## Written exercise
Would you transcribe the whole listing exactly, minus its pictures?

## Information supplied

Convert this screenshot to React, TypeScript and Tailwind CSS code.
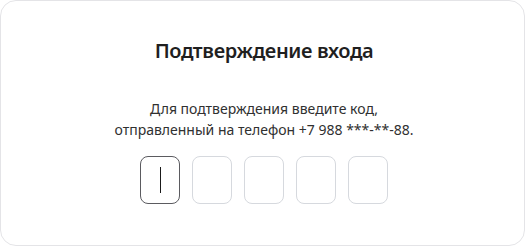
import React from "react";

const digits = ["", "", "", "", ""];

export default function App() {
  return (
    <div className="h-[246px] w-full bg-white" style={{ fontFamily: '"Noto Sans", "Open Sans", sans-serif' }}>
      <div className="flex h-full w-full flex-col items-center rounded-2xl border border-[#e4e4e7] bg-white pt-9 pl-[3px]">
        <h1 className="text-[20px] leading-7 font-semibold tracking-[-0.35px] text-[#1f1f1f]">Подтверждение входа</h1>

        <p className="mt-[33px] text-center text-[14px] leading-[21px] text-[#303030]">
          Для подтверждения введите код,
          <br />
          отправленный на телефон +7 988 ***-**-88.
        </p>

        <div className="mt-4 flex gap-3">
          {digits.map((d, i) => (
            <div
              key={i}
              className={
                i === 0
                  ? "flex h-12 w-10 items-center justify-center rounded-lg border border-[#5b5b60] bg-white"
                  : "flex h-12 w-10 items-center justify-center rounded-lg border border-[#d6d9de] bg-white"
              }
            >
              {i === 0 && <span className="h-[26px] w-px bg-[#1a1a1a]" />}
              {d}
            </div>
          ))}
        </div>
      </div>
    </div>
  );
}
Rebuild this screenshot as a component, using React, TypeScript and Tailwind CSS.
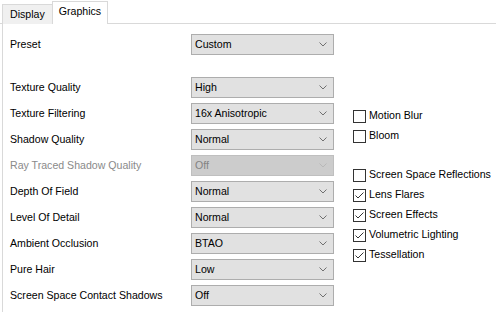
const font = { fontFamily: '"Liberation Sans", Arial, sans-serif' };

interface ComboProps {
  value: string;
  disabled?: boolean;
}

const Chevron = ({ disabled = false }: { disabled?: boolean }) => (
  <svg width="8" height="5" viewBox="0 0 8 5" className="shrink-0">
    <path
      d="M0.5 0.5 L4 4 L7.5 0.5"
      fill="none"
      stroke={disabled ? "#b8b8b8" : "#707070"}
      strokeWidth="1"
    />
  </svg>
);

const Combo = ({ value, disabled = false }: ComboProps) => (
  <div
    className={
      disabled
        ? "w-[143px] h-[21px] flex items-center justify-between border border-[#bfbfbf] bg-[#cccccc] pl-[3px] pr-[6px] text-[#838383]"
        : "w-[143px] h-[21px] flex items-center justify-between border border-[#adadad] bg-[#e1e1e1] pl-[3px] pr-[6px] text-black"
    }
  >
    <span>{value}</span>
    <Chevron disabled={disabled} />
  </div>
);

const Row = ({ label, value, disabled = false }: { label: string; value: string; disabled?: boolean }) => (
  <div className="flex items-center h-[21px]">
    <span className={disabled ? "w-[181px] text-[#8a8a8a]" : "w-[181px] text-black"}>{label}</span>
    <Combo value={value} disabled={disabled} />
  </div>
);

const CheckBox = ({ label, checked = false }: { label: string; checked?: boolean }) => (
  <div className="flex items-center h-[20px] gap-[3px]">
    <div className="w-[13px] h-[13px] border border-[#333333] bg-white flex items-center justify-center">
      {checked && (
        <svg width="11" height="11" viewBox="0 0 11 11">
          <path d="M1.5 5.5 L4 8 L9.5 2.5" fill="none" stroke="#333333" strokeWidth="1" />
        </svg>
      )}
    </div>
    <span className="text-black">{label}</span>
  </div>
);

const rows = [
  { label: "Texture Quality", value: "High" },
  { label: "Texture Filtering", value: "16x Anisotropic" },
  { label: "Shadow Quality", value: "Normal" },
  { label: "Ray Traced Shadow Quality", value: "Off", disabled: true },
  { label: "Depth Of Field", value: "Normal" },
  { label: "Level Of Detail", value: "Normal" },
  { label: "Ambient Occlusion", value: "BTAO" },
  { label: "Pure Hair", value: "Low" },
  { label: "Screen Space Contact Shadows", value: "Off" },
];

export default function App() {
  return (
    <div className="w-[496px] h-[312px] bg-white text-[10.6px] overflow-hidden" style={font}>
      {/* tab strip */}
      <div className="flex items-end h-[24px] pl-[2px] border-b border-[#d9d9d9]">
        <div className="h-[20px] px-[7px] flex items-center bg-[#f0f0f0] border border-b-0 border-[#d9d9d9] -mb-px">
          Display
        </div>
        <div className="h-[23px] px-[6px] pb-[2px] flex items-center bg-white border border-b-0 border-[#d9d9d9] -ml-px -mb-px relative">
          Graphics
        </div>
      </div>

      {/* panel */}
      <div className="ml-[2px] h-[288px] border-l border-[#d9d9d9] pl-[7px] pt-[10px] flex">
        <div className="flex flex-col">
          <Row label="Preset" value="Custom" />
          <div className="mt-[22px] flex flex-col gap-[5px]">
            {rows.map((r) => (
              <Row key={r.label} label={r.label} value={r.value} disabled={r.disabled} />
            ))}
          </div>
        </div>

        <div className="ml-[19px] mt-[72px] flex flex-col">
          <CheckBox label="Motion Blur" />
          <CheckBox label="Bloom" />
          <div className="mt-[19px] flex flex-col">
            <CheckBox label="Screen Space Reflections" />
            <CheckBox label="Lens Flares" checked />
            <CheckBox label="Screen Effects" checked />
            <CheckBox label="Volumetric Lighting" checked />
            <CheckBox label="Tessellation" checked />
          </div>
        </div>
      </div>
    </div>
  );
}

## Task solution
Convert this screenshot to React, TypeScript and Tailwind CSS code.
import React from "react";

const digits = ["", "", "", "", ""];

export default function App() {
  return (
    <div className="h-[246px] w-full bg-white" style={{ fontFamily: '"Noto Sans", "Open Sans", sans-serif' }}>
      <div className="flex h-full w-full flex-col items-center rounded-2xl border border-[#e4e4e7] bg-white pt-9 pl-[3px]">
        <h1 className="text-[20px] leading-7 font-semibold tracking-[-0.35px] text-[#1f1f1f]">Подтверждение входа</h1>

        <p className="mt-[33px] text-center text-[14px] leading-[21px] text-[#303030]">
          Для подтверждения введите код,
          <br />
          отправленный на телефон +7 988 ***-**-88.
        </p>

        <div className="mt-4 flex gap-3">
          {digits.map((d, i) => (
            <div
              key={i}
              className={
                i === 0
                  ? "flex h-12 w-10 items-center justify-center rounded-lg border border-[#5b5b60] bg-white"
                  : "flex h-12 w-10 items-center justify-center rounded-lg border border-[#d6d9de] bg-white"
              }
            >
              {i === 0 && <span className="h-[26px] w-px bg-[#1a1a1a]" />}
              {d}
            </div>
          ))}
        </div>
      </div>
    </div>
  );
}
Rebuild this screenshot as a component, using React, TypeScript and Tailwind CSS.
const font = { fontFamily: '"Liberation Sans", Arial, sans-serif' };

interface ComboProps {
  value: string;
  disabled?: boolean;
}

const Chevron = ({ disabled = false }: { disabled?: boolean }) => (
  <svg width="8" height="5" viewBox="0 0 8 5" className="shrink-0">
    <path
      d="M0.5 0.5 L4 4 L7.5 0.5"
      fill="none"
      stroke={disabled ? "#b8b8b8" : "#707070"}
      strokeWidth="1"
    />
  </svg>
);

const Combo = ({ value, disabled = false }: ComboProps) => (
  <div
    className={
      disabled
        ? "w-[143px] h-[21px] flex items-center justify-between border border-[#bfbfbf] bg-[#cccccc] pl-[3px] pr-[6px] text-[#838383]"
        : "w-[143px] h-[21px] flex items-center justify-between border border-[#adadad] bg-[#e1e1e1] pl-[3px] pr-[6px] text-black"
    }
  >
    <span>{value}</span>
    <Chevron disabled={disabled} />
  </div>
);

const Row = ({ label, value, disabled = false }: { label: string; value: string; disabled?: boolean }) => (
  <div className="flex items-center h-[21px]">
    <span className={disabled ? "w-[181px] text-[#8a8a8a]" : "w-[181px] text-black"}>{label}</span>
    <Combo value={value} disabled={disabled} />
  </div>
);

const CheckBox = ({ label, checked = false }: { label: string; checked?: boolean }) => (
  <div className="flex items-center h-[20px] gap-[3px]">
    <div className="w-[13px] h-[13px] border border-[#333333] bg-white flex items-center justify-center">
      {checked && (
        <svg width="11" height="11" viewBox="0 0 11 11">
          <path d="M1.5 5.5 L4 8 L9.5 2.5" fill="none" stroke="#333333" strokeWidth="1" />
        </svg>
      )}
    </div>
    <span className="text-black">{label}</span>
  </div>
);

const rows = [
  { label: "Texture Quality", value: "High" },
  { label: "Texture Filtering", value: "16x Anisotropic" },
  { label: "Shadow Quality", value: "Normal" },
  { label: "Ray Traced Shadow Quality", value: "Off", disabled: true },
  { label: "Depth Of Field", value: "Normal" },
  { label: "Level Of Detail", value: "Normal" },
  { label: "Ambient Occlusion", value: "BTAO" },
  { label: "Pure Hair", value: "Low" },
  { label: "Screen Space Contact Shadows", value: "Off" },
];

export default function App() {
  return (
    <div className="w-[496px] h-[312px] bg-white text-[10.6px] overflow-hidden" style={font}>
      {/* tab strip */}
      <div className="flex items-end h-[24px] pl-[2px] border-b border-[#d9d9d9]">
        <div className="h-[20px] px-[7px] flex items-center bg-[#f0f0f0] border border-b-0 border-[#d9d9d9] -mb-px">
          Display
        </div>
        <div className="h-[23px] px-[6px] pb-[2px] flex items-center bg-white border border-b-0 border-[#d9d9d9] -ml-px -mb-px relative">
          Graphics
        </div>
      </div>

      {/* panel */}
      <div className="ml-[2px] h-[288px] border-l border-[#d9d9d9] pl-[7px] pt-[10px] flex">
        <div className="flex flex-col">
          <Row label="Preset" value="Custom" />
          <div className="mt-[22px] flex flex-col gap-[5px]">
            {rows.map((r) => (
              <Row key={r.label} label={r.label} value={r.value} disabled={r.disabled} />
            ))}
          </div>
        </div>

        <div className="ml-[19px] mt-[72px] flex flex-col">
          <CheckBox label="Motion Blur" />
          <CheckBox label="Bloom" />
          <div className="mt-[19px] flex flex-col">
            <CheckBox label="Screen Space Reflections" />
            <CheckBox label="Lens Flares" checked />
            <CheckBox label="Screen Effects" checked />
            <CheckBox label="Volumetric Lighting" checked />
            <CheckBox label="Tessellation" checked />
          </div>
        </div>
      </div>
    </div>
  );
}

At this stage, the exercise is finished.